In star (Y) connections, line current equals phase current. In delta (Δ) connections, line current is √3 times phase current (I_Line = √3 × I_Phase).

How does power factor affect my current calculation?

Power factor (PF) directly impacts current requirements:

• Lower PF means higher current for the same real power
• Current ∝ 1/PF (inversely proportional)
• Improving PF from 0.7 to 0.9 can reduce current by ~15%

Utilities often charge penalties for poor PF (typically below 0.9), making power factor correction economically beneficial.

What safety precautions should I take when working with three-phase systems?

Three-phase systems present serious hazards. Always:

1. Follow lockout/tagout procedures (OSHA 1910.147)
2. Use properly rated PPE (arc-rated clothing, insulated tools)
3. Verify voltage with a proven tester before touching conductors
4. Work with a qualified partner when possible
5. Use insulated mats when working on live equipment
6. Never work on energized circuits unless absolutely necessary

Remember: Three-phase systems can deliver lethal current even when one phase appears “dead” due to backfeed from other phases.

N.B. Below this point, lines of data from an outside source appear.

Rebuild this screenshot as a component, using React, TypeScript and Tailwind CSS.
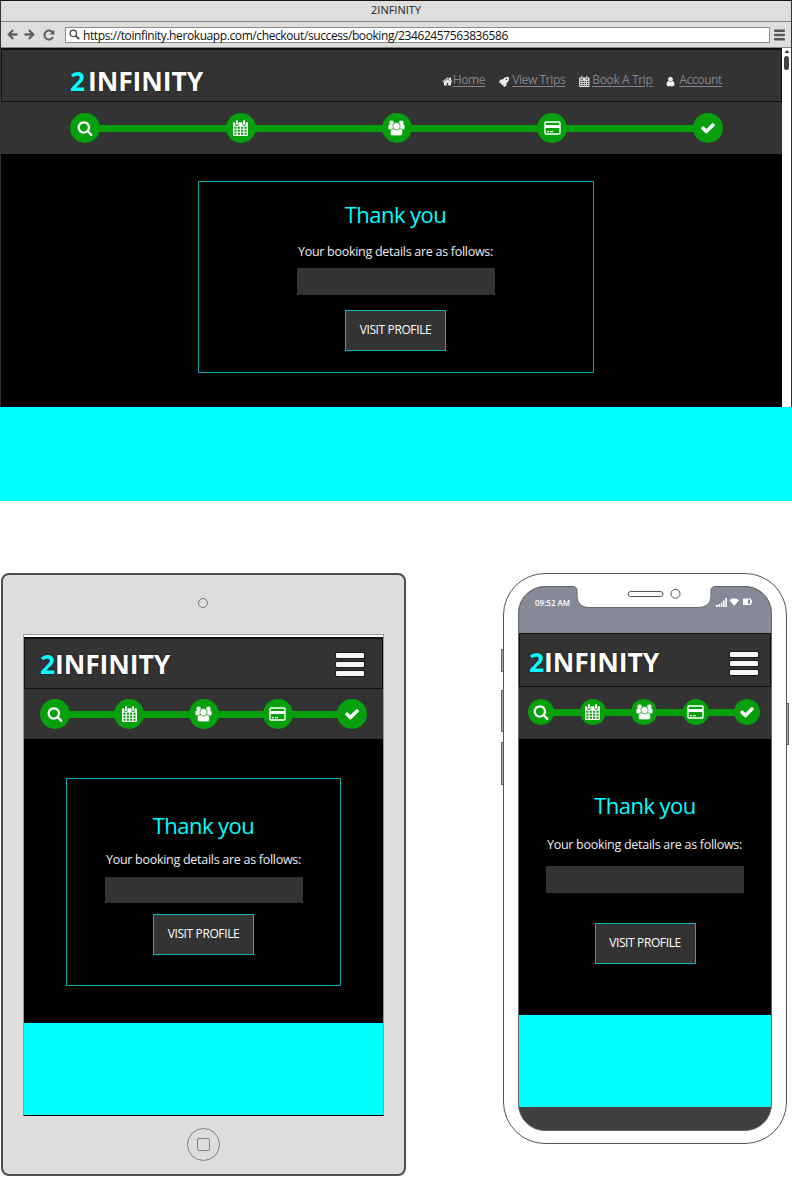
import React from "react";
import { FaRocket, FaArrowLeft, FaArrowRight } from "react-icons/fa";

const SEARCH =
  "M1216 832q0-185-131.5-316.5t-316.5-131.5-316.5 131.5-131.5 316.5 131.5 316.5 316.5 131.5 316.5-131.5 131.5-316.5zm512 832q0 52-38 90t-90 38q-54 0-90-38l-343-342q-179 124-399 124-143 0-273.5-55.5t-225-150-150-225-55.5-273.5 55.5-273.5 150-225 225-150 273.5-55.5 273.5 55.5 225 150 150 225 55.5 273.5q0 220-124 399l343 343q37 37 37 90z";
const CHECK =
  "M1671 566q0 40-28 68l-724 724-136 136q-28 28-68 28t-68-28l-136-136-362-362q-28-28-28-68t28-68l136-136q28-28 68-28t68 28l294 295 656-657q28-28 68-28t68 28l136 136q28 28 28 68z";
const HOME =
  "M1472 992v480q0 26-19 45t-45 19h-384v-384h-256v384h-384q-26 0-45-19t-19-45v-480q0-1 .5-3t.5-3l575-474 575 474q1 2 1 6zm223-69l-62 74q-8 9-21 11h-3q-13 0-21-7l-692-577-692 577q-12 8-24 7-13-2-21-11l-62-74q-8-10-7-23.5t11-21.5l719-599q32-26 76-26t76 26l244 204v-195q0-14 9-23t23-9h192q14 0 23 9t9 23v408l219 182q10 8 11 21.5t-7 23.5z";
const USER =
  "M1536 1399q0 109-62.5 187t-150.5 78h-854q-88 0-150.5-78t-62.5-187q0-85 8.5-160.5t31.5-152 58.5-131 94-89 134.5-34.5q131 128 313 128t313-128q76 0 134.5 34.5t94 89 58.5 131 31.5 152 8.5 160.5zm-256-887q0 159-112.5 271.5t-271.5 112.5-271.5-112.5-112.5-271.5 112.5-271.5 271.5-112.5 271.5 112.5 112.5 271.5z";

function Glyph({ d, className }: { d: string; className: string }) {
  return (
    <svg viewBox="0 0 1792 1792" className={`shrink-0 fill-current ${className}`}>
      <path d={d} />
    </svg>
  );
}

function Calendar({ className }: { className: string }) {
  return (
    <svg viewBox="0 0 15 16" className={`shrink-0 ${className}`}>
      <path
        fill="currentColor"
        fillRule="evenodd"
        d="M1 2.200H2.200V4.300a1.700 1.700 0 0 0 3.400 0V2.200H9.400V4.300a1.700 1.700 0 0 0 3.400 0V2.200H14a1 1 0 0 1 1 1V15a1 1 0 0 1-1 1H1a1 1 0 0 1-1-1V3.200a1 1 0 0 1 1-1zM1.400 6.800V8.700H3.500V6.800zM4.800 6.800V8.700H6.900V6.800zM8.100 6.800V8.700H10.200V6.800zM11.500 6.800V8.700H13.600V6.800zM1.400 9.800V11.700H3.500V9.800zM4.800 9.800V11.700H6.900V9.800zM8.100 9.800V11.700H10.200V9.800zM11.500 9.800V11.700H13.600V9.800zM1.400 12.800V14.700H3.500V12.800zM4.800 12.800V14.700H6.900V12.800zM8.100 12.800V14.700H10.200V12.800zM11.500 12.800V14.700H13.600V12.800z"
      />
      <rect x="3" y="0" width="1.900" height="5" rx=".9" fill="currentColor" />
      <rect x="10.200" y="0" width="1.900" height="5" rx=".9" fill="currentColor" />
    </svg>
  );
}

function Users() {
  return (
    <svg viewBox="0 0 17 16" className="h-4 w-[17px] shrink-0" fill="currentColor">
      <circle cx="3.600" cy="2.700" r="2.300" />
      <circle cx="13.400" cy="2.700" r="2.300" />
      <rect x=".4" y="4.600" width="5.400" height="4.800" rx="1.500" />
      <rect x="11.200" y="4.600" width="5.400" height="4.800" rx="1.500" />
      <g stroke="#05a00c" strokeWidth=".7">
        <rect x="2.400" y="8.600" width="12.200" height="7.200" rx="2.600" />
        <circle cx="8.500" cy="6.200" r="3.700" />
      </g>
    </svg>
  );
}

function Card() {
  return (
    <svg viewBox="0 0 17 14" className="h-[14px] w-[17px]">
      <rect x="1" y="1" width="15" height="12" rx="1" fill="none" stroke="currentColor" strokeWidth="1.400" />
      <path d="M1 4h15v3H1zM3 10h2v1.200H3zM6 10h3v1.200H6z" fill="currentColor" />
    </svg>
  );
}

function Steps({ small = false }: { small?: boolean }) {
  const icons = [
    <Glyph key="s" d={SEARCH} className="h-4 w-4" />,
    <Calendar key="c" className="h-4 w-[15px]" />,
    <Users key="u" />,
    <Card key="p" />,
    <Glyph key="k" d={CHECK} className="h-4 w-4" />,
  ];
  return (
    <div className="flex w-full items-center text-white">
      {icons.map((icon, i) => (
        <React.Fragment key={i}>
          {i > 0 && <div className="-mx-px h-[7px] flex-1 bg-[#05a00c]" />}
          <div
            className={`flex shrink-0 items-center justify-center rounded-full bg-[#05a00c] ${
              small ? "h-[26px] w-[26px]" : "h-[30px] w-[30px]"
            }`}
          >
            {icon}
          </div>
        </React.Fragment>
      ))}
    </div>
  );
}

function Logo({ gap = false }: { gap?: boolean }) {
  return (
    <div className="flex text-[26.5px] leading-8 font-bold tracking-[-0.1px] whitespace-nowrap text-white [text-shadow:0_0_2px_#111]">
      <span className={gap ? "mr-[3px] text-[#00ffff]" : "text-[#00ffff]"}>2</span>
      <span>INFINITY</span>
    </div>
  );
}

function Menu() {
  return (
    <div className="flex w-7 flex-col gap-1">
      {[0, 1, 2].map((i) => (
        <div key={i} className="h-[5px] rounded-[1px] bg-[#f5f5f5] shadow-[0_0_0_1px_#1e1e1e]" />
      ))}
    </div>
  );
}

function Heading() {
  return (
    <h1 className="h-8 text-[22px] leading-8 tracking-[-0.55px] whitespace-nowrap text-[#00ffff]">Thank you</h1>
  );
}
function Intro() {
  return (
    <p className="h-5 text-[12.5px] leading-5 tracking-[-0.28px] whitespace-nowrap text-[#eeeeee]">
      Your booking details are as follows:
    </p>
  );
}
function Visit() {
  return (
    <button className="h-[41px] w-[101px] border border-[#0bb3b3] bg-[#333333] pb-0.5 text-[12px] font-medium tracking-[-0.38px] whitespace-nowrap text-white">
      VISIT PROFILE
    </button>
  );
}

function NavLink({ icon, label, slot = "w-[13px]" }: { icon: React.ReactNode; label: string; slot?: string }) {
  return (
    <a className="flex items-center text-[#85828e]">
      <span className={`flex pt-[3px] text-[#eeeeee] ${slot}`}>{icon}</span>
      <span className="underline underline-offset-2">{label}</span>
    </a>
  );
}

function Browser() {
  return (
    <section className="flex h-[501px] w-[792px] flex-col">
      <div className="flex h-[407px] flex-col border-t border-r border-l border-[#333333] border-t-[#191516]">
        <div className="flex h-[21px] items-center justify-center border-b border-[#858585] bg-[#dededc] pb-0.5 text-[11px] text-[#222222]">
          2INFINITY
        </div>
        <div className="flex h-[26px] items-center border-b border-[#888888] bg-[#dededc] text-[#5c5c5c]">
          <FaArrowLeft className="ml-1.5 h-[11px] w-[11px] stroke-current stroke-[30]" />
          <FaArrowRight className="ml-[6px] h-[11px] w-[11px] stroke-current stroke-[30]" />
          <svg viewBox="0 0 12 12" className="ml-2 h-3 w-3">
            <path d="M9.300 3A4.500 4.500 0 1 0 10 8" fill="none" stroke="currentColor" strokeWidth="2" />
            <path d="M11.300.7V5.600H6.400z" fill="currentColor" />
          </svg>
          <div className="ml-[10px] flex h-4 w-[705px] items-center border border-[#8d8d8d] bg-white pl-[3px] text-[12px] tracking-[-0.4px] whitespace-nowrap text-[#111111]">
            <svg viewBox="0 0 12 12" className="mr-[3px] h-[11px] w-[11px] text-[#444444]">
              <circle cx="4.700" cy="4.700" r="3.500" fill="none" stroke="currentColor" strokeWidth="1.400" />
              <path d="m7.500 7.500 3.600 3.600" stroke="currentColor" strokeWidth="1.800" />
            </svg>
            <span className="pt-[3px]">
              https://toinfinity.herokuapp.com/checkout/success/booking/23462457563836586
            </span>
          </div>
          <svg viewBox="0 0 11 12" className="ml-[4px] h-3 w-[11px] fill-[#555555]">
            <rect y=".5" width="11" height="2.500" rx="1" />
            <rect y="4.800" width="11" height="2.500" rx="1" />
            <rect y="9" width="11" height="2.500" rx="1" />
          </svg>
        </div>
        <div className="flex flex-1">
          <div className="flex w-[781px] flex-col bg-black">
            <header className="flex h-[54px] items-center justify-between border border-t-2 border-[#111111] bg-[#333333] pr-[59px] pl-[68px]">
              <div className="pt-[11px]">
                <Logo gap />
              </div>
              <nav className="flex gap-[14px] pt-[9px] text-[12px] leading-5 tracking-[-0.38px] whitespace-nowrap">
                <NavLink slot="w-[11px]" icon={<Glyph d={HOME} className="h-[11px] w-[11px]" />} label="Home" />
                <NavLink icon={<FaRocket className="h-[10px] w-[10px]" />} label="View Trips" />
                <NavLink icon={<Calendar className="h-[11px] w-[10.5px]" />} label="Book A Trip" />
                <NavLink icon={<Glyph d={USER} className="-ml-px h-[11px] w-[11px]" />} label="Account" />
              </nav>
            </header>
            <div className="flex h-[52px] items-center bg-[#333333] pr-[59px] pl-[69px]">
              <Steps />
            </div>
            <div className="mt-[27px] ml-[197px] flex h-[192px] w-[396px] flex-col items-center border border-[#0ba9ab] pt-[16px] pr-px">
              <Heading />
              <div className="mt-[12px]">
                <Intro />
              </div>
              <div className="mt-[6px] h-[27px] w-[198px] bg-[#333333]" />
              <div className="mt-[15px]">
                <Visit />
              </div>
            </div>
          </div>
          <div className="flex w-[9px] flex-col items-center bg-white pt-[2px]">
            <svg viewBox="0 0 6 4" className="h-1 w-1.5">
              <path d="M3 0 5.500 3h-5z" fill="#333333" />
            </svg>
            <div className="mt-[2px] h-[14px] w-[5px] rounded-full bg-[#444444]" />
          </div>
        </div>
      </div>
      <div className="flex-1 bg-[#00ffff]" />
    </section>
  );
}

function Tablet() {
  return (
    <section className="ml-px flex h-[603px] w-[405px] flex-col items-center rounded-[8px] border-2 border-[#4e4e4e] bg-[#dddddd] pr-px">
      <div className="mt-[23px] h-[10px] w-[10px] rounded-full border border-[#777777]" />
      <div className="mt-[26px] ml-px flex h-[482px] w-[361px] flex-col border border-[#999999] border-b-black bg-white pt-[2px]">
        <header className="flex h-[52px] items-center justify-between border border-t-2 border-[#111111] bg-[#333333] pr-[18px] pl-[15px]">
          <div className="pt-[1px]">
            <Logo />
          </div>
          <div className="pt-[2px]">
            <Menu />
          </div>
        </header>
        <div className="flex h-[50px] items-center bg-[#333333] px-4">
          <Steps />
        </div>
        <div className="flex h-[284px] justify-center bg-black pt-[39px]">
          <div className="flex h-[208px] w-[275px] flex-col items-center border border-[#0ba9ab] pt-[30px]">
            <Heading />
            <div className="mt-[9px]">
              <Intro />
            </div>
            <div className="mt-[7px] h-[26px] w-[198px] bg-[#333333]" />
            <div className="mt-[11px]">
              <Visit />
            </div>
          </div>
        </div>
        <div className="flex-1 bg-[#00ffff]" />
      </div>
      <div className="mt-3 flex h-[33px] w-[33px] items-center justify-center rounded-full border border-[#808080]">
        <div className="h-[13px] w-[13px] rounded-[2px] border border-[#808080]" />
      </div>
    </section>
  );
}

function SideButton({ className }: { className: string }) {
  return <div className={`w-[3px] border border-[#666666] bg-[#aaaaaa] ${className}`} />;
}

function Phone() {
  return (
    <div className="flex">
      <div className="-mr-px flex flex-col pt-[76px]">
        <SideButton className="h-[23px]" />
        <SideButton className="mt-[18px] h-[42px]" />
        <SideButton className="mt-[10px] h-[43px]" />
      </div>
      <section className="relative flex h-[571px] w-[284px] flex-col rounded-[42px] border border-[#555555] bg-white px-[14px] pt-3">
        <div className="flex h-[545px] flex-col overflow-hidden rounded-[27px] border border-[#666666] bg-[#404040]">
          <div className="flex h-[46px] items-start justify-between bg-[#868a98] pt-2 pr-[17px] pl-4 text-[8px] leading-4 font-semibold whitespace-nowrap text-white">
            <span>09:52 AM</span>
            <svg viewBox="0 0 38 10" className="mt-[2px] h-[10px] w-[38px] fill-white">
              <path d="M0 8h2v2H0zM2.500 7h1.500v3H2.500zM4.800 5.500h1.500V10H4.800zM7 3.500h1.600V10H7zM9.300 1H11v9H9.300z" />
              <path d="M13.500 3.300Q18.200-.8 23 3.300L18.200 8.800z" />
              <path fillRule="evenodd" d="M27 1.500h8v1.700h1v3h-1V8h-8zm5 1v4.500h2V2.500z" />
            </svg>
          </div>
          <header className="flex h-[54px] items-center justify-between border border-[#111111] bg-[#333333] pr-3 pl-[9px]">
            <div className="pt-[4px]">
              <Logo />
            </div>
            <div className="pt-[6px]">
              <Menu />
            </div>
          </header>
          <div className="flex h-[52px] items-center bg-[#333333] pr-[11px] pb-[2px] pl-[9px]">
            <Steps small />
          </div>
          <div className="flex h-[276px] flex-col items-center bg-black pt-[50px]">
            <Heading />
            <div className="mt-[14px] pr-px">
              <Intro />
            </div>
            <div className="mt-[11px] h-[27px] w-[198px] bg-[#333333]" />
            <div className="mt-[30px]">
              <Visit />
            </div>
          </div>
          <div className="h-[92px] bg-[#00ffff]" />
        </div>
        <svg viewBox="0 0 144 23" className="absolute top-[12px] left-[68px] h-[23px] w-[144px]">
          <path d="M0 0.500Q5 .5 5 4V11Q6 21.500 17 21.500H126Q138 21.500 139 11V4Q139 .5 144 .5V-2H0z" fill="white" />
          <path
            d="M0 0.500Q5 .5 5 4V11Q6 21.500 17 21.500H126Q138 21.500 139 11V4Q139 .5 144 .5"
            fill="none"
            stroke="#666666"
          />
          <rect x="56" y="5.500" width="35" height="5" rx="2.500" fill="none" stroke="#555555" />
          <circle cx="103.500" cy="7.800" r="4.500" fill="none" stroke="#555555" />
        </svg>
      </section>
      <SideButton className="-ml-px mt-[130px] h-[42px]" />
    </div>
  );
}

export default function App() {
  return (
    <main className="h-[1177px] w-[792px] overflow-hidden bg-white font-['Open_Sans','Noto_Sans',sans-serif]">
      <Browser />
      <div className="mt-[72px] flex items-start justify-between pr-[3px]">
        <Tablet />
        <Phone />
      </div>
    </main>
  );
}
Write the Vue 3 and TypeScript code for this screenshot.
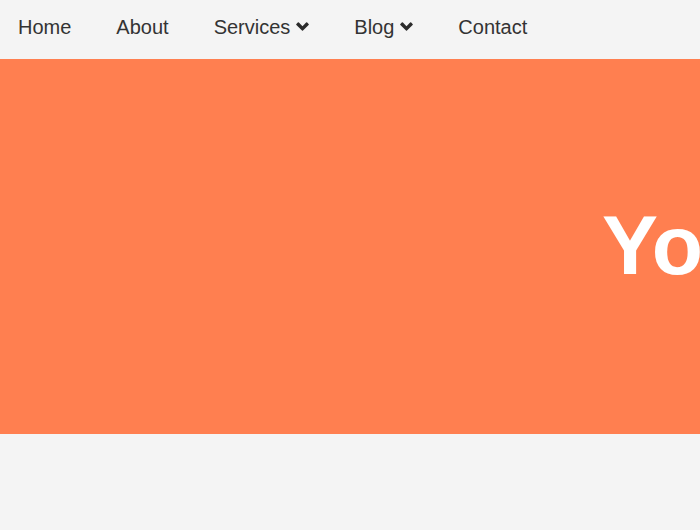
<script setup lang="ts">
interface NavItem {
  label: string
  hasMenu: boolean
}

const items: NavItem[] = [
  { label: 'Home', hasMenu: false },
  { label: 'About', hasMenu: false },
  { label: 'Services', hasMenu: true },
  { label: 'Blog', hasMenu: true },
  { label: 'Contact', hasMenu: false },
]
</script>

<template>
  <nav class="nav">
    <a v-for="item in items" :key="item.label" class="link" href="#">
      {{ item.label }}
      <svg v-if="item.hasMenu" class="chevron" viewBox="0 1 13 16" aria-hidden="true">
        <path d="M6 11.6.4 6a.8.8 0 0 1 0-1.1l1.4-1.4a.8.8 0 0 1 1.1 0L6.5 7.200l3.600-3.700a.8.8 0 0 1 1.100 0l1.400 1.400a.8.8 0 0 1 0 1.100L7 11.600a.8.8 0 0 1-1 0z" />
      </svg>
    </a>
  </nav>
  <header class="hero">
    <h1 class="title">Yo</h1>
  </header>
</template>

<style>
body {
  margin: 0;
  background: #f4f4f4;
}
</style>

<style scoped>
.nav {
  display: flex;
  gap: 45px;
  padding: 16px 18px 20px;
  font-family: "Liberation Sans", Arial, sans-serif;
  font-size: 20px;
  line-height: 23px;
}

.link {
  display: flex;
  align-items: center;
  gap: 6px;
  color: #333;
  text-decoration: none;
  white-space: nowrap;
}

.chevron {
  width: 13px;
  height: 16px;
  fill: #2b2b2b;
}

.hero {
  display: flex;
  align-items: center;
  box-sizing: border-box;
  min-height: 375px;
  padding: 0 0 4px 86%;
  overflow: hidden;
  background: #ff7f50;
}

.title {
  margin: 0;
  color: #fff;
  font-family: "Liberation Sans", Arial, sans-serif;
  font-size: 84px;
  font-weight: 700;
  line-height: 96px;
}
</style>
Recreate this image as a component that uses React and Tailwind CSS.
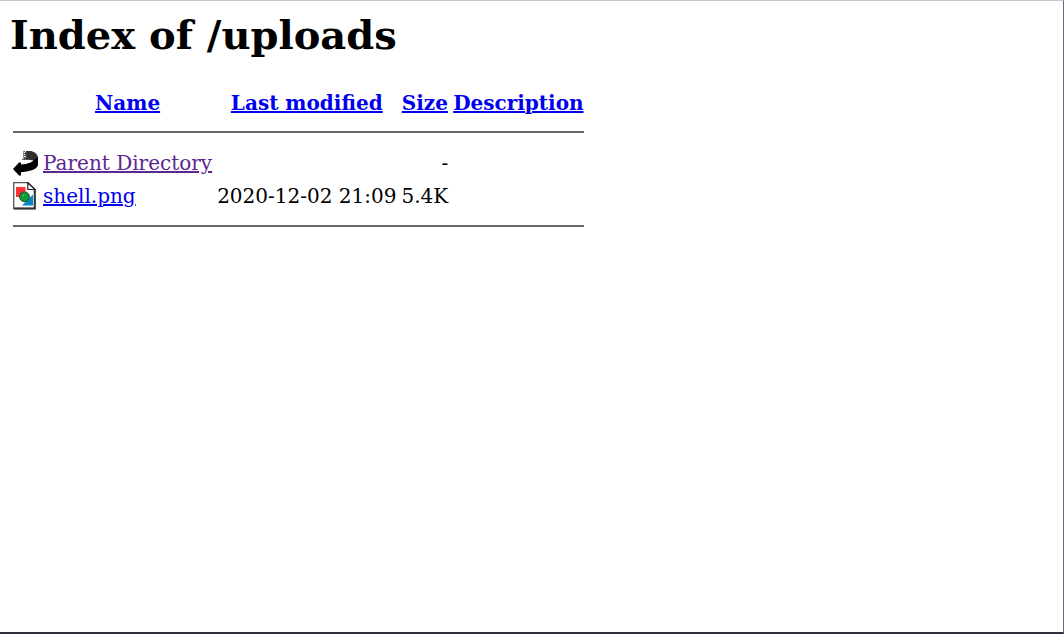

Can I use this calculator for both star and delta connected systems?

Yes, this calculator works for both connection types:

• Star (Y) connections: The line current result directly applies to your conductors
• Delta (Δ) connections: The line current result is what flows through your main conductors; phase current would be line current ÷ √3

The calculator assumes balanced three-phase loads, which is valid for most industrial applications.

How do I determine if my system is balanced?

To check for balance:

1. Measure voltage between all phase pairs (A-B, B-C, C-A) – should be equal
2. Measure current in each phase conductor – should be within 10% of each other
3. Check for excessive neutral current (in 4-wire systems) – should be minimal

Unbalanced systems (voltage unbalance >2% or current unbalance >10%) can cause:

• Overheating of motors and transformers
• Reduced equipment lifespan
• Increased energy losses
• Nuisance tripping of protective devices

What are common mistakes to avoid in three-phase calculations?

Avoid these pitfalls:

• Using line-to-neutral voltage instead of line-to-line voltage
• Ignoring power factor in current calculations
• Forgetting to account for efficiency losses
• Mixing up star and delta connection assumptions
• Not considering harmonic currents from non-linear loads
• Using single-phase formulas for three-phase systems
• Neglecting to verify calculator inputs against nameplate data

Always double-check your inputs and cross-validate results with manual calculations for critical applications.